GOAL OF THE EXERCISE:
Go through the lines below and copy each one that holds the string "styles".
- - -
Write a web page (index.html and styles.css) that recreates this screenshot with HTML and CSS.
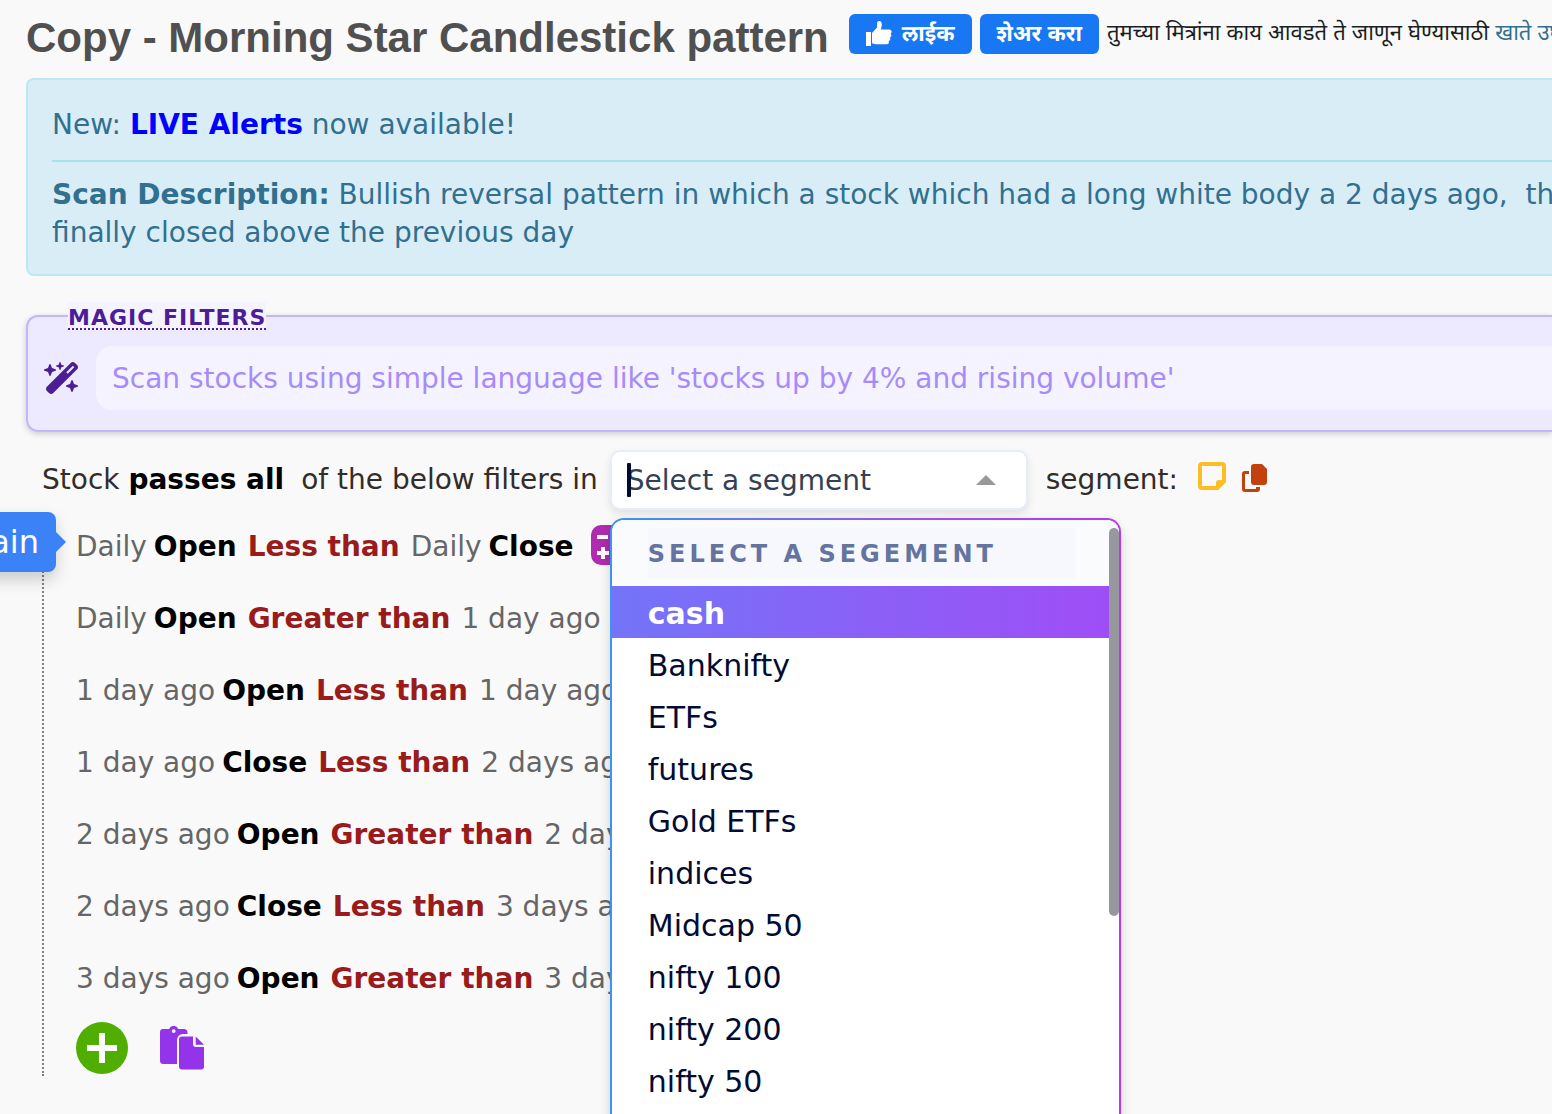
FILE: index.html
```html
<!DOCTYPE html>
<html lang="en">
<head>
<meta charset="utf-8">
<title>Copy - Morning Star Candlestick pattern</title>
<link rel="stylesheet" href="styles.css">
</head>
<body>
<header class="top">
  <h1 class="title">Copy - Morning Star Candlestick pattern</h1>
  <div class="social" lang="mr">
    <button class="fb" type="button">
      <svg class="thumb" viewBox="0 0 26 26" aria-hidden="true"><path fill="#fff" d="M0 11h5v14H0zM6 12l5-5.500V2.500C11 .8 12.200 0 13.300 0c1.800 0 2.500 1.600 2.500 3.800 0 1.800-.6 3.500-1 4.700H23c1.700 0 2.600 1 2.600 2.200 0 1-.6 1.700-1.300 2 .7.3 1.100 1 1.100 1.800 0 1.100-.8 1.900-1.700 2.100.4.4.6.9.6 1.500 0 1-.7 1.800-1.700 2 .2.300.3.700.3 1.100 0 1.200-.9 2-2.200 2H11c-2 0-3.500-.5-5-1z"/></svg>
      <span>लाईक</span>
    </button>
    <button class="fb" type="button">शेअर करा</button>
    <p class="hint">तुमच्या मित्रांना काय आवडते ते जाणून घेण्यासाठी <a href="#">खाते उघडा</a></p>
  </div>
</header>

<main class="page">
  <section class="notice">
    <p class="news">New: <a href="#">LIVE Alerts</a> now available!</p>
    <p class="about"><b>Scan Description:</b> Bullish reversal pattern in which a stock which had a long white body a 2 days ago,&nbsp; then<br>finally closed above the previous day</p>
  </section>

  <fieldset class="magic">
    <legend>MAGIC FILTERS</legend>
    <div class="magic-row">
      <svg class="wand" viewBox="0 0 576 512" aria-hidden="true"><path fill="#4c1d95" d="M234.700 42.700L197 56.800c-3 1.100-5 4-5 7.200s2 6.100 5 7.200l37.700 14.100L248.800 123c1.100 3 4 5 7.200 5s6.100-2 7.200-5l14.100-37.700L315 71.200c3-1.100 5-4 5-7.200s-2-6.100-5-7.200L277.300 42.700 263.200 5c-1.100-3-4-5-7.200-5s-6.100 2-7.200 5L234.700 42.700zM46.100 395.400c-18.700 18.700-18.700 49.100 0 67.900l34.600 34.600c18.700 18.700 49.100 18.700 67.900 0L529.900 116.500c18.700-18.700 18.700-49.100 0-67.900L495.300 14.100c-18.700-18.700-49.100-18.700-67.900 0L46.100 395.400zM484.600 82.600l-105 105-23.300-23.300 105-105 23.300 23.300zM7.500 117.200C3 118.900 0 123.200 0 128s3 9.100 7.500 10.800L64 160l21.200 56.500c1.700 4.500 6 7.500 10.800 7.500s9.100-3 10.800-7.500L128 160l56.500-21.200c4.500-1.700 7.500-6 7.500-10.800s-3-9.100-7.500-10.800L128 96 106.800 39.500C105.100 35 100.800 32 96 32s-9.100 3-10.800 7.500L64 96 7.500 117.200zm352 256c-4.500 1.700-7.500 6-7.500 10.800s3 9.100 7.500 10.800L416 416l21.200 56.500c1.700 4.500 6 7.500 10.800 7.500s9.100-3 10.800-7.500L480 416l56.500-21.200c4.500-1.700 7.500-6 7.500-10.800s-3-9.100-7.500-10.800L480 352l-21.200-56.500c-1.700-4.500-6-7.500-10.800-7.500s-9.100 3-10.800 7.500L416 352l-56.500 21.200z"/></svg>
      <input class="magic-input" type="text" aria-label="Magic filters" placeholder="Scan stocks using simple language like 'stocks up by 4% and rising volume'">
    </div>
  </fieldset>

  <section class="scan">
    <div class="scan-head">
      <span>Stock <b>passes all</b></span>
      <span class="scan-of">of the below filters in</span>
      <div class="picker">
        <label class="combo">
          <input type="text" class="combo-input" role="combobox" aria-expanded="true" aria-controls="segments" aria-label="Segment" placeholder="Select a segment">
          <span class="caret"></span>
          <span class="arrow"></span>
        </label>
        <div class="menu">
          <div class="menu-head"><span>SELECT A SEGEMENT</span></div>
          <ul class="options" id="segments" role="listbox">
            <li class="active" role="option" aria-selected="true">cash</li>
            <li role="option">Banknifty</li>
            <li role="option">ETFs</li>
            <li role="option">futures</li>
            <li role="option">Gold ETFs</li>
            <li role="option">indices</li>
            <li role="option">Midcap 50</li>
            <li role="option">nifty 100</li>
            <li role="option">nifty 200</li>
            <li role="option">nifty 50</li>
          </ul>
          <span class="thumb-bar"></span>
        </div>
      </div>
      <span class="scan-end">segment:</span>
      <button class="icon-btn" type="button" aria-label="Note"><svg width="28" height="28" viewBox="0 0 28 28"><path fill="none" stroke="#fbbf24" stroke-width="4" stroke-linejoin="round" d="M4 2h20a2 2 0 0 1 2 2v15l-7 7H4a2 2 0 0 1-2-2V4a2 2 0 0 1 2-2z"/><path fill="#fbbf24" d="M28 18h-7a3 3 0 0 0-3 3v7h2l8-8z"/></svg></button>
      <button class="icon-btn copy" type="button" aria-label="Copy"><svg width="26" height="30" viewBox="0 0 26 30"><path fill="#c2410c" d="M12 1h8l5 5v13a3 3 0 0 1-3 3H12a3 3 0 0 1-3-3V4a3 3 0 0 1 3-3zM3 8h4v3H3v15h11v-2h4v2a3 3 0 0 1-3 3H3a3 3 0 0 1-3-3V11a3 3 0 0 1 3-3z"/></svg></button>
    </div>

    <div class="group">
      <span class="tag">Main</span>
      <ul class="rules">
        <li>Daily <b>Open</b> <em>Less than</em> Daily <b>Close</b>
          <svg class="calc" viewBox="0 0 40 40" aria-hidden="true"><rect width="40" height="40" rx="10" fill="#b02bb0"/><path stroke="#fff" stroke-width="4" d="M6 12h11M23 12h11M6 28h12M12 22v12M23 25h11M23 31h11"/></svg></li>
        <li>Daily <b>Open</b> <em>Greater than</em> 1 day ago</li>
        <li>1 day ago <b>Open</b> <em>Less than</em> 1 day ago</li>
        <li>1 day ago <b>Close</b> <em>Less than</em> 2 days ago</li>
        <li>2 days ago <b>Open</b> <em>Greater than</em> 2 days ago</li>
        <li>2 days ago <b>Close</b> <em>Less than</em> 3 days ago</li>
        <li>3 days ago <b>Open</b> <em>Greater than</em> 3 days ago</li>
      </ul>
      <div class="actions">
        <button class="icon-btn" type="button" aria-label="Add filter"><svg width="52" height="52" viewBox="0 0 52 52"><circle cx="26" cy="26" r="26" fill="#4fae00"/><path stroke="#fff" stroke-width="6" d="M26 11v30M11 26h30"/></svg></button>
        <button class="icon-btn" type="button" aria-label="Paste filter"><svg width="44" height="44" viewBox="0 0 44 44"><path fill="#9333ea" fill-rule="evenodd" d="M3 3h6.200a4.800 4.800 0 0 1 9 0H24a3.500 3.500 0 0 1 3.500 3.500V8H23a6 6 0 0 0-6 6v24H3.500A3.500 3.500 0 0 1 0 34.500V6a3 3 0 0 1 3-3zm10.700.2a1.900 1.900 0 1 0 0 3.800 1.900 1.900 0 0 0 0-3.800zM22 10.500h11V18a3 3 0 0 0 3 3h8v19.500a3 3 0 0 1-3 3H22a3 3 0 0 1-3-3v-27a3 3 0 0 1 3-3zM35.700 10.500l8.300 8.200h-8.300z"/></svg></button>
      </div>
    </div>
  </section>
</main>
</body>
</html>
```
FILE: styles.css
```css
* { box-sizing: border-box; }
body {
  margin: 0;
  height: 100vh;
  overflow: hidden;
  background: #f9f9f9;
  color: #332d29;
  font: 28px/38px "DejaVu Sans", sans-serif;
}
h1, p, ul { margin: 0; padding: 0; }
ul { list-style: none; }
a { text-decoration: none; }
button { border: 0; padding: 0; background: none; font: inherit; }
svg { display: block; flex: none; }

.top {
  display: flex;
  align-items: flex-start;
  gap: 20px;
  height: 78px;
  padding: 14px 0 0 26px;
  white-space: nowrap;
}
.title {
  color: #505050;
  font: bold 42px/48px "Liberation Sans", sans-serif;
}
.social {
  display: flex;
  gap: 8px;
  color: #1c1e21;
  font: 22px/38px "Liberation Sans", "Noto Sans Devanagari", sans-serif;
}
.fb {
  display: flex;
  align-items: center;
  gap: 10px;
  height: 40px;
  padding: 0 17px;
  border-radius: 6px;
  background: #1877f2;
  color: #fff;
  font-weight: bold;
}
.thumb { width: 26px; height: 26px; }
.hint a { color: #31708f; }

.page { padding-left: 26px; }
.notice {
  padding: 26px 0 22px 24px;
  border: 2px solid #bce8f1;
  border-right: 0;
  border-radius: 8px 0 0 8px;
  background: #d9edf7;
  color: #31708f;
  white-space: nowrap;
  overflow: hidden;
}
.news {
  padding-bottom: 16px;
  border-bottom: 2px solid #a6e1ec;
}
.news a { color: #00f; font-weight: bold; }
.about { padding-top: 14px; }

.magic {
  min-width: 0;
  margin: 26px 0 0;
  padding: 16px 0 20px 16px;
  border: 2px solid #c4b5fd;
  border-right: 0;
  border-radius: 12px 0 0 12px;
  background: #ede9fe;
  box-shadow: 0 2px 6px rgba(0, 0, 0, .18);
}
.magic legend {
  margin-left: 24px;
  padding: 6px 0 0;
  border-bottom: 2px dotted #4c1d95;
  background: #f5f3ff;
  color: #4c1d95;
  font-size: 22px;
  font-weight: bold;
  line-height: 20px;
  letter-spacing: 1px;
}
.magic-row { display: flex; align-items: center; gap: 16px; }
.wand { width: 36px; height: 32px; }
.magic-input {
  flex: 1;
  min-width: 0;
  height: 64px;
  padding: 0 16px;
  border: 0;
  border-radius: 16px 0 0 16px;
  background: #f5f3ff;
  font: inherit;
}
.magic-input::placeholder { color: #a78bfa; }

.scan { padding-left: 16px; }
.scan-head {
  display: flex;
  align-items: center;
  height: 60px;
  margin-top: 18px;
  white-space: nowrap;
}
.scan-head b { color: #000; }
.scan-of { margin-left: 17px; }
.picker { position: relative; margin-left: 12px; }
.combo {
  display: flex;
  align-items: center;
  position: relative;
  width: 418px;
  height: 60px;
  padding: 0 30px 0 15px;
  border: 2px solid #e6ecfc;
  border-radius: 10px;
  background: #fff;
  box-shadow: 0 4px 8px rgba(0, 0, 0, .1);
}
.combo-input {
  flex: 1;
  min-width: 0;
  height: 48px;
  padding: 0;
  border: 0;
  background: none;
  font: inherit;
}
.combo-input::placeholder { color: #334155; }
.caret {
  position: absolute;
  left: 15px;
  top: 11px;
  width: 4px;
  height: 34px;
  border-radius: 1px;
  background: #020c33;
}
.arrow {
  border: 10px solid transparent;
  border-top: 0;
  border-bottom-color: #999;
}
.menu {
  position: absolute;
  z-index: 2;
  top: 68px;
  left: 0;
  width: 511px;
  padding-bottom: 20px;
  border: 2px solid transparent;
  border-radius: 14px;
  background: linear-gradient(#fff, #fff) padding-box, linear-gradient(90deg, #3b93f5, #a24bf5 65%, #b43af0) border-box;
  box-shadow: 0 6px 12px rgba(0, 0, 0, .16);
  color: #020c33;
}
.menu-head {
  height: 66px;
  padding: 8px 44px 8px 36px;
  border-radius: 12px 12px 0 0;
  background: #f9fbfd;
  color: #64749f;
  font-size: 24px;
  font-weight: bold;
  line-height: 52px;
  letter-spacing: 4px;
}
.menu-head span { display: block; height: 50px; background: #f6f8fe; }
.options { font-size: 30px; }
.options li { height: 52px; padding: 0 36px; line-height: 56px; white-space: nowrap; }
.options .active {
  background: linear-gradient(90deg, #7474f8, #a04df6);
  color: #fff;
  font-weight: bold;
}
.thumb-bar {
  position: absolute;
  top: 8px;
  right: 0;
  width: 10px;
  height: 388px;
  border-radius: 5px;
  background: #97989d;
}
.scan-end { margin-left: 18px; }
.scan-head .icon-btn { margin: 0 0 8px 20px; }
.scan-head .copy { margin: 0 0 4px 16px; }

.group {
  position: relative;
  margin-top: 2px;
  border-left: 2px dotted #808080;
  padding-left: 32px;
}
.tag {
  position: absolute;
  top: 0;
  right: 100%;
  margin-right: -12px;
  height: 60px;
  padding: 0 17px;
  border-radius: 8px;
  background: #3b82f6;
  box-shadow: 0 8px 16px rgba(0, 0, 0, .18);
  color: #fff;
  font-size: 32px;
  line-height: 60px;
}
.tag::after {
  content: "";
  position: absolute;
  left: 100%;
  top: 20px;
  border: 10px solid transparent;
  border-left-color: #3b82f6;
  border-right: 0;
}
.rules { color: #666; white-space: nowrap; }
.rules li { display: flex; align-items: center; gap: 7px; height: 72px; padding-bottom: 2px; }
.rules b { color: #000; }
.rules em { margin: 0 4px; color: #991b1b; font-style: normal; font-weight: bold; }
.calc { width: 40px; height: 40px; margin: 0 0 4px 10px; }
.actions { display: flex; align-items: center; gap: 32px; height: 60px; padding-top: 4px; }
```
- - -
ANSWER TO THIS TASK:
Write a web page (index.html and styles.css) that recreates this screenshot with HTML and CSS.
<link rel="stylesheet" href="styles.css">
FILE: styles.css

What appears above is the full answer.